Experimental and Numerical Investigation of Wood Drying Process Using Modified Infra-Red Heating Treatment
Erzsébet Cserta, Chair of Thermal Process Technology, University of Leoben, Leoben, A-8700, Austria, László Könözsy, Christian Doppler Laboratory for Multiphase Modeling of Metallurgical Processes, Department of Metallurgy, University of Leoben, Leoben, A-8700, Austria, Gergely Hegedűs, Kentech Ltd., Sárgarózsa, Budapest, H-1163, Hungary, and Harald Raupenstrauch, Chair of Thermal Processing Technology, University of Leoben, Leoben, A-8700, Austria.

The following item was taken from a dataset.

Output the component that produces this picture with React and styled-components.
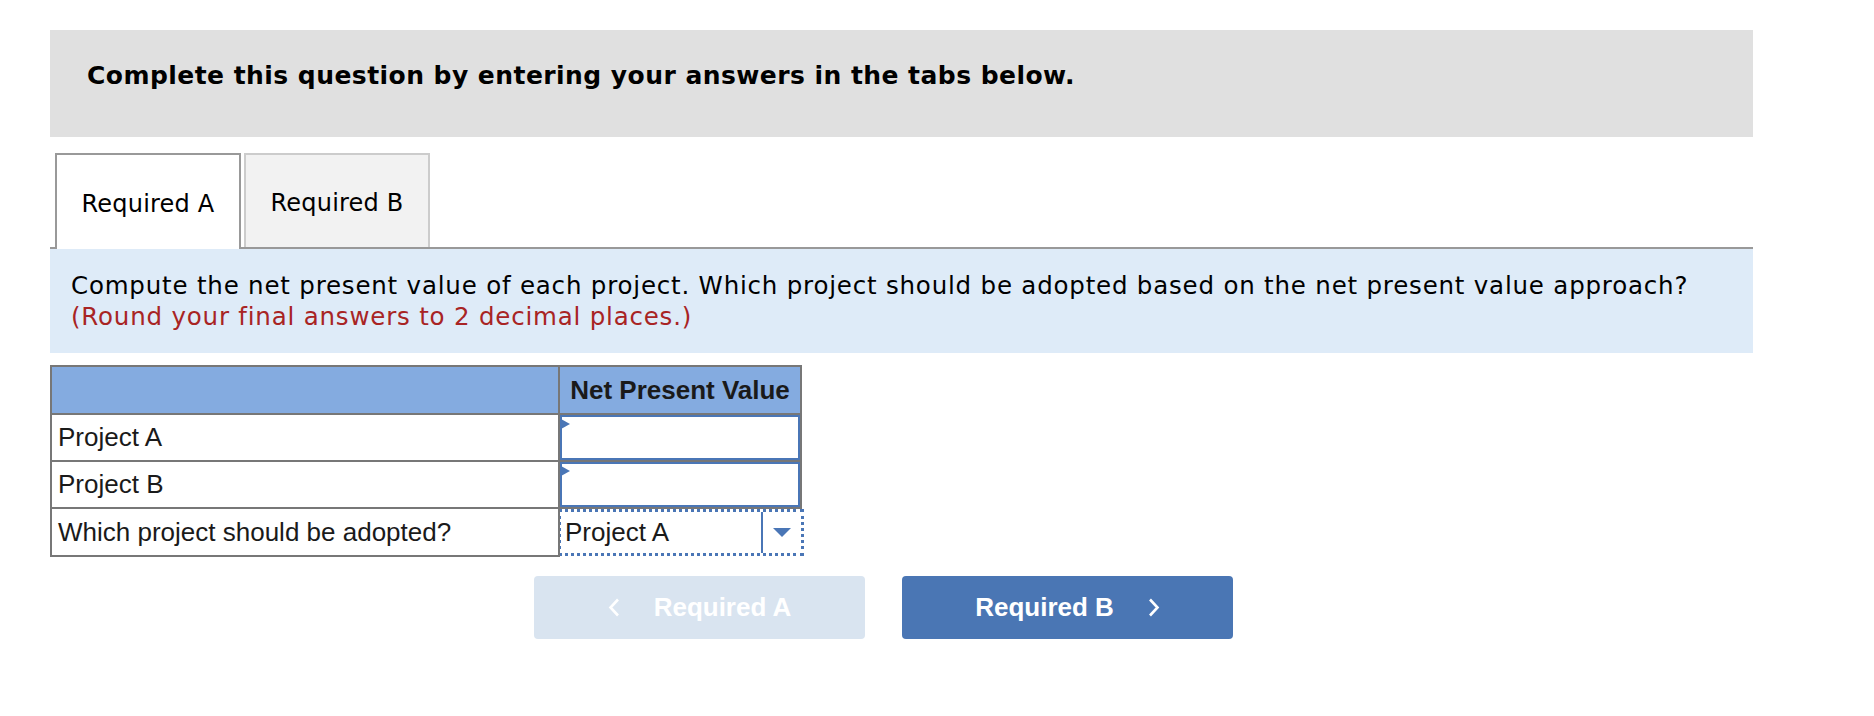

The infra-red heating technique of wood drying process is a relatively new reseach area. The drying process is essencial both in the biomass thermochemical conversion and in the wood industry, thus the present method seems to be an appropriate treatment. Although, many classical solution have frequently been used in the industrial sector, the time saving and energy consumption can be further decreased by developing effective technologies. The drying of organic materials is a complex engineering process concerning that the wood is a heterogeneous and anisotropic biological porous medium. The transport of mass, momentum and heat occurs simultaneously, therefore it is necessary to find an approximate mathematical solution for modeling the process. A one-dimensional model has been set up to investigate numerically the heat transfer in wood slab. The finite difference method has been used to obtain an approximate solution of the temperature profile using explicit and implicit schemes. The temperature conductivity, which is one of the most important characteristic of the material, has been taken into account based on the experimental data system. The numerically predicted results have been compared with temperature measurements concerning different process parameters (e.g. initial moisture content of the wood, heating rate, heating effect). A good agreement with experimental data were obtained.